PROVIDED DATA:
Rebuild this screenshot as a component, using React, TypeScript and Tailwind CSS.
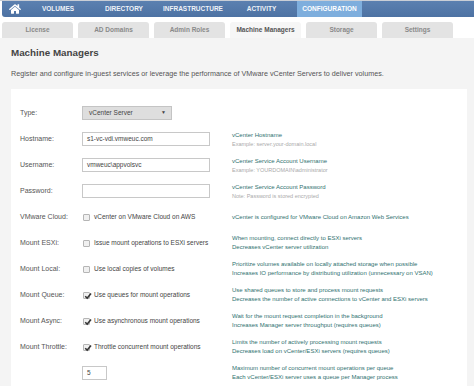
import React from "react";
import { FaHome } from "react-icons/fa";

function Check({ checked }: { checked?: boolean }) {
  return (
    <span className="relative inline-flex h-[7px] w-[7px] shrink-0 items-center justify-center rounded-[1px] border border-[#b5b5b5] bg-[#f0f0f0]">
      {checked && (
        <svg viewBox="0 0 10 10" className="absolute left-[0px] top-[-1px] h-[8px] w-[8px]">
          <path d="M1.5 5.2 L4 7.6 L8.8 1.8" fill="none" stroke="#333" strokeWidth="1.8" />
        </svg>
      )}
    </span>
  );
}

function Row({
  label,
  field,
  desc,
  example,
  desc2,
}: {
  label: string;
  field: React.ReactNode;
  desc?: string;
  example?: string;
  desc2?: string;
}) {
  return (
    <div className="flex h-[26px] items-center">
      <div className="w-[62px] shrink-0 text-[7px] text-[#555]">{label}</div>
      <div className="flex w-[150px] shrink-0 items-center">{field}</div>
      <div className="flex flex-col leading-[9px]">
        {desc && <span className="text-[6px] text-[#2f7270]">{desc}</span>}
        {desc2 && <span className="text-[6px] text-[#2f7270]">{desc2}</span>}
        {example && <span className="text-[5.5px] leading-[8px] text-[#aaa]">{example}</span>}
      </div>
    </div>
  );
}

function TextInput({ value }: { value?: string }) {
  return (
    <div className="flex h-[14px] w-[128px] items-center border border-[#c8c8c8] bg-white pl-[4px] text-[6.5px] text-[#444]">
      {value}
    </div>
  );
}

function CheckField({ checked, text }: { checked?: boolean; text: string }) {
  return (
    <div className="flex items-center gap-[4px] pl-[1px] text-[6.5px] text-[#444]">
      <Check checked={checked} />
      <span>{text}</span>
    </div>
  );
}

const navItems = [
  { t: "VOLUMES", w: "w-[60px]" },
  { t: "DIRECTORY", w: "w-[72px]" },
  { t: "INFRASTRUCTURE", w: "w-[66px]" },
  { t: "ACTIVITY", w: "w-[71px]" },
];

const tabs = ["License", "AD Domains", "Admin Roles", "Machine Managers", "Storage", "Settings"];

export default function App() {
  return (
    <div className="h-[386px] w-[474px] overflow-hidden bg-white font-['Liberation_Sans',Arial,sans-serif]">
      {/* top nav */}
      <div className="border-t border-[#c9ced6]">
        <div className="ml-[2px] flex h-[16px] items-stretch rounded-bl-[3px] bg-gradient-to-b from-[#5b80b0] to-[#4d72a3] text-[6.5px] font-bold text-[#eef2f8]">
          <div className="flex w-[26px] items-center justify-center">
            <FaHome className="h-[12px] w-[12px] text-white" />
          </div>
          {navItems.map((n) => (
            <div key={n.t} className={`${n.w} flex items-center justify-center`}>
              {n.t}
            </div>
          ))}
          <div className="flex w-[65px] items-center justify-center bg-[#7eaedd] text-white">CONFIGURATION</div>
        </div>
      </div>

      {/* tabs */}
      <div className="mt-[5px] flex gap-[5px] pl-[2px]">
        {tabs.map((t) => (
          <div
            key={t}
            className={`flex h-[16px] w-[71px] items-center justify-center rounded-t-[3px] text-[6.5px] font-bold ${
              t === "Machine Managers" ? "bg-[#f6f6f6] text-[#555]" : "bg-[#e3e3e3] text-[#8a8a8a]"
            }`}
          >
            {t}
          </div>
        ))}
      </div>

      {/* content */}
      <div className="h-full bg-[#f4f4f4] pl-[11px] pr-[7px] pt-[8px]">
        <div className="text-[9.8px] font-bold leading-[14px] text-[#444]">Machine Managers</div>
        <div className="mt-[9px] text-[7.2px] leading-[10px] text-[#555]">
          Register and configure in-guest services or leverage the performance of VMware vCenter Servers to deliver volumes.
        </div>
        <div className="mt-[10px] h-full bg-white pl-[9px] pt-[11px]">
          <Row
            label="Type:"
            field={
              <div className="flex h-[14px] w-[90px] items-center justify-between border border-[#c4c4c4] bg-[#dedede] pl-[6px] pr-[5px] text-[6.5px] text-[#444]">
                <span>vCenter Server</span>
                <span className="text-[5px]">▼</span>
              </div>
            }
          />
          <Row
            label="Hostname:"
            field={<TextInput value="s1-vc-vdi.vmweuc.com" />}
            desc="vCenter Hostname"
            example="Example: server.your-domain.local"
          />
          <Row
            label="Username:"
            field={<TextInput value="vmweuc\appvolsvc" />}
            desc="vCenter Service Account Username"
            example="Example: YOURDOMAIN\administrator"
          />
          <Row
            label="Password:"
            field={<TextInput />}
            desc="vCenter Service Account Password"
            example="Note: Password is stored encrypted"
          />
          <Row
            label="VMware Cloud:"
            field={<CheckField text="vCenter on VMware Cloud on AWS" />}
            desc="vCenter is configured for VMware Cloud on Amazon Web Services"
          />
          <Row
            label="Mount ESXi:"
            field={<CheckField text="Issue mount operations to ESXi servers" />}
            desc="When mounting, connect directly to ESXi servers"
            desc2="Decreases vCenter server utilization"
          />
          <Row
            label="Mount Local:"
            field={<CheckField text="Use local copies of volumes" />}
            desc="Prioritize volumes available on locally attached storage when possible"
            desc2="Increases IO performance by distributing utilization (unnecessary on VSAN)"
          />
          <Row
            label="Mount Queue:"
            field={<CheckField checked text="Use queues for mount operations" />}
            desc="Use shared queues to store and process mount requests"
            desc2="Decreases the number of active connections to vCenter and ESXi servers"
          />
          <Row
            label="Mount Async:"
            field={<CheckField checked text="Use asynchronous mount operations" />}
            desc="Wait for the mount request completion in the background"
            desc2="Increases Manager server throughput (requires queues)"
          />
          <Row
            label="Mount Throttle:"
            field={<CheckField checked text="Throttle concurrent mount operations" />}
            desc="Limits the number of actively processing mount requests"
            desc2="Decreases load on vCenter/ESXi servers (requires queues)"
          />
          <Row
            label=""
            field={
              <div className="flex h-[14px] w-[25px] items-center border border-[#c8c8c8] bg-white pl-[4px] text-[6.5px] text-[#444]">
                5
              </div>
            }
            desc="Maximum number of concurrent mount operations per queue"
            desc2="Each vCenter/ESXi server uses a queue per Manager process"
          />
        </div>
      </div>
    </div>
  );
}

OBJECTIVE:
Write out the listing above again, exactly, but with no pictures in the copy.

EXPECTED ANSWER:
Rebuild this screenshot as a component, using React, TypeScript and Tailwind CSS.
import React from "react";
import { FaHome } from "react-icons/fa";

function Check({ checked }: { checked?: boolean }) {
  return (
    <span className="relative inline-flex h-[7px] w-[7px] shrink-0 items-center justify-center rounded-[1px] border border-[#b5b5b5] bg-[#f0f0f0]">
      {checked && (
        <svg viewBox="0 0 10 10" className="absolute left-[0px] top-[-1px] h-[8px] w-[8px]">
          <path d="M1.5 5.2 L4 7.6 L8.8 1.8" fill="none" stroke="#333" strokeWidth="1.8" />
        </svg>
      )}
    </span>
  );
}

function Row({
  label,
  field,
  desc,
  example,
  desc2,
}: {
  label: string;
  field: React.ReactNode;
  desc?: string;
  example?: string;
  desc2?: string;
}) {
  return (
    <div className="flex h-[26px] items-center">
      <div className="w-[62px] shrink-0 text-[7px] text-[#555]">{label}</div>
      <div className="flex w-[150px] shrink-0 items-center">{field}</div>
      <div className="flex flex-col leading-[9px]">
        {desc && <span className="text-[6px] text-[#2f7270]">{desc}</span>}
        {desc2 && <span className="text-[6px] text-[#2f7270]">{desc2}</span>}
        {example && <span className="text-[5.5px] leading-[8px] text-[#aaa]">{example}</span>}
      </div>
    </div>
  );
}

function TextInput({ value }: { value?: string }) {
  return (
    <div className="flex h-[14px] w-[128px] items-center border border-[#c8c8c8] bg-white pl-[4px] text-[6.5px] text-[#444]">
      {value}
    </div>
  );
}

function CheckField({ checked, text }: { checked?: boolean; text: string }) {
  return (
    <div className="flex items-center gap-[4px] pl-[1px] text-[6.5px] text-[#444]">
      <Check checked={checked} />
      <span>{text}</span>
    </div>
  );
}

const navItems = [
  { t: "VOLUMES", w: "w-[60px]" },
  { t: "DIRECTORY", w: "w-[72px]" },
  { t: "INFRASTRUCTURE", w: "w-[66px]" },
  { t: "ACTIVITY", w: "w-[71px]" },
];

const tabs = ["License", "AD Domains", "Admin Roles", "Machine Managers", "Storage", "Settings"];

export default function App() {
  return (
    <div className="h-[386px] w-[474px] overflow-hidden bg-white font-['Liberation_Sans',Arial,sans-serif]">
      {/* top nav */}
      <div className="border-t border-[#c9ced6]">
        <div className="ml-[2px] flex h-[16px] items-stretch rounded-bl-[3px] bg-gradient-to-b from-[#5b80b0] to-[#4d72a3] text-[6.5px] font-bold text-[#eef2f8]">
          <div className="flex w-[26px] items-center justify-center">
            <FaHome className="h-[12px] w-[12px] text-white" />
          </div>
          {navItems.map((n) => (
            <div key={n.t} className={`${n.w} flex items-center justify-center`}>
              {n.t}
            </div>
          ))}
          <div className="flex w-[65px] items-center justify-center bg-[#7eaedd] text-white">CONFIGURATION</div>
        </div>
      </div>

      {/* tabs */}
      <div className="mt-[5px] flex gap-[5px] pl-[2px]">
        {tabs.map((t) => (
          <div
            key={t}
            className={`flex h-[16px] w-[71px] items-center justify-center rounded-t-[3px] text-[6.5px] font-bold ${
              t === "Machine Managers" ? "bg-[#f6f6f6] text-[#555]" : "bg-[#e3e3e3] text-[#8a8a8a]"
            }`}
          >
            {t}
          </div>
        ))}
      </div>

      {/* content */}
      <div className="h-full bg-[#f4f4f4] pl-[11px] pr-[7px] pt-[8px]">
        <div className="text-[9.8px] font-bold leading-[14px] text-[#444]">Machine Managers</div>
        <div className="mt-[9px] text-[7.2px] leading-[10px] text-[#555]">
          Register and configure in-guest services or leverage the performance of VMware vCenter Servers to deliver volumes.
        </div>
        <div className="mt-[10px] h-full bg-white pl-[9px] pt-[11px]">
          <Row
            label="Type:"
            field={
              <div className="flex h-[14px] w-[90px] items-center justify-between border border-[#c4c4c4] bg-[#dedede] pl-[6px] pr-[5px] text-[6.5px] text-[#444]">
                <span>vCenter Server</span>
                <span className="text-[5px]">▼</span>
              </div>
            }
          />
          <Row
            label="Hostname:"
            field={<TextInput value="s1-vc-vdi.vmweuc.com" />}
            desc="vCenter Hostname"
            example="Example: server.your-domain.local"
          />
          <Row
            label="Username:"
            field={<TextInput value="vmweuc\appvolsvc" />}
            desc="vCenter Service Account Username"
            example="Example: YOURDOMAIN\administrator"
          />
          <Row
            label="Password:"
            field={<TextInput />}
            desc="vCenter Service Account Password"
            example="Note: Password is stored encrypted"
          />
          <Row
            label="VMware Cloud:"
            field={<CheckField text="vCenter on VMware Cloud on AWS" />}
            desc="vCenter is configured for VMware Cloud on Amazon Web Services"
          />
          <Row
            label="Mount ESXi:"
            field={<CheckField text="Issue mount operations to ESXi servers" />}
            desc="When mounting, connect directly to ESXi servers"
            desc2="Decreases vCenter server utilization"
          />
          <Row
            label="Mount Local:"
            field={<CheckField text="Use local copies of volumes" />}
            desc="Prioritize volumes available on locally attached storage when possible"
            desc2="Increases IO performance by distributing utilization (unnecessary on VSAN)"
          />
          <Row
            label="Mount Queue:"
            field={<CheckField checked text="Use queues for mount operations" />}
            desc="Use shared queues to store and process mount requests"
            desc2="Decreases the number of active connections to vCenter and ESXi servers"
          />
          <Row
            label="Mount Async:"
            field={<CheckField checked text="Use asynchronous mount operations" />}
            desc="Wait for the mount request completion in the background"
            desc2="Increases Manager server throughput (requires queues)"
          />
          <Row
            label="Mount Throttle:"
            field={<CheckField checked text="Throttle concurrent mount operations" />}
            desc="Limits the number of actively processing mount requests"
            desc2="Decreases load on vCenter/ESXi servers (requires queues)"
          />
          <Row
            label=""
            field={
              <div className="flex h-[14px] w-[25px] items-center border border-[#c8c8c8] bg-white pl-[4px] text-[6.5px] text-[#444]">
                5
              </div>
            }
            desc="Maximum number of concurrent mount operations per queue"
            desc2="Each vCenter/ESXi server uses a queue per Manager process"
          />
        </div>
      </div>
    </div>
  );
}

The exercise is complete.